Three Shows. Three Industries. One Playbook That Worked.

Over the first four months of 2026, I worked three trade shows that, on paper, have absolutely nothing to do with each other.

SHOT Show in January. Firearms, hunting, outdoor, and law enforcement. Las Vegas. Roughly 50,000 people walking the floor of two convention centers connected by a sky bridge.

RSAC in March. Cybersecurity. San Francisco. The largest cybersecurity event in the world, and probably the most pitched-at audience in B2B.

MODEX in April. Supply chain, material handling, manufacturing, logistics. Atlanta. Tens of thousands of operations leaders evaluating everything from automation systems to last-mile fulfillment partners.

Three completely different industries. Three completely different buyer profiles. The same operator on the floor with no booth, no signage, no branded swag, and the same approach at every show.

Here is what came out of it, and what it means for how your team should think about its next event.

The Numbers

SHOT Show. Fifty floor conversations. Eleven real follow-ups. Seven meetings booked on-site or immediately after. Three to four more booked post-show. Roughly $300K to $330K in qualified pipeline. At a 30-35% conversion rate, about $100K in expected closed revenue from a single trade show appearance.

RSAC. Six to seven strong opportunities from the floor. Several already converted into booked meetings or active evaluations. Roughly $75K in pipeline already in motion, with another $255K+ in potential pipeline if the remaining conversations convert at similar rates.

MODEX. Eighty-six floor conversations. Fourteen strong leads. Six meetings booked. One confirmed Harbor BD opportunity already in motion, plus around $300K in additional pipeline from opportunistic client conversations on the final day.

Different industries. Different deal sizes. Different buyer behaviors. Same outcome pattern.

Three shows across three very different industries started to reveal a repeatable pattern.

The Thesis

Most exhibitor advice is industry-specific. Books, posts, and conference talks about how to win at SHOT, how to win at RSAC, how to win at MODEX. The advice changes vertical by vertical. The booth design changes. The collateral changes. The opening line changes.

What I saw at all three shows is that the underlying behavior of buyers at trade shows is almost identical regardless of industry.

Buyers at SHOT moved fast and were heads down. So were buyers at RSAC. So were buyers at MODEX. They scanned booths as they walked. They did not stop unless something gave them a reason to. They tuned out anything that felt like a pitch in the first ten seconds. They opened up when someone treated them like a person instead of a target.

That is the real takeaway. Trade shows are not industry events. They are buyer environments. Buyer behavior at events follows a small number of recognizable patterns no matter what the booths are selling. Once you have a system for working those patterns, the system travels.
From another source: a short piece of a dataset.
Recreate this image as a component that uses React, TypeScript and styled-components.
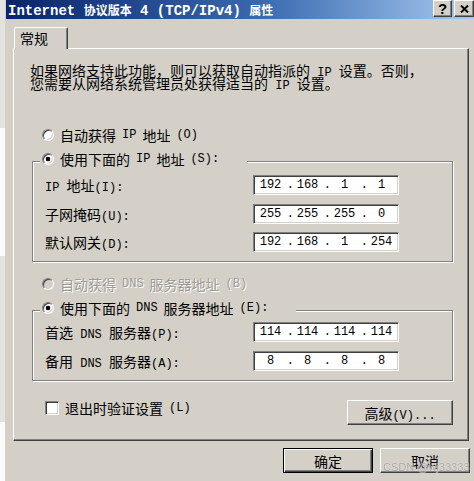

What Most Exhibitors Get Wrong

The most consistent thing I saw across all three shows was passivity.

Companies will spend $30K, $50K, sometimes $100K on a trade show presence. The booth. The flights. The team. The sponsorship. They pre-build the swag. They print the collateral. They plan the demos.

And then nobody actually works the room.

I watched it at every show. Booths with six people behind them, all standing in a tight cluster, talking to each other. Demos running on monitors with nobody in front of them. Reps on their phones. Reps eating lunch at the booth. Reps waiting for someone to walk up and start a conversation.

Meanwhile, the buyer they are trying to reach is walking past their booth every ten minutes, on the way to a different booth where the same thing is happening. Both teams hoping the other side will make the first move.

That is the thing about trade show ROI. It is not a mystery. It is an execution problem.

The conversations are there. The decision-makers are there. The compressed buying context that normally takes weeks of outbound to build is handed to you in a handshake. But someone has to start the conversation. That is the part most teams skip.

“Most exhibitors are waiting for conversations instead of creating them. That single behavioral pattern is the largest determinant of who walks out of a show with a follow-up list and who walks out with a stack of business cards that will never be touched again.”

— Clayton Gilvar, Founder, Harbor BD

What Winning Looks Like Instead

The companies that consistently produce pipeline at trade shows do three things differently.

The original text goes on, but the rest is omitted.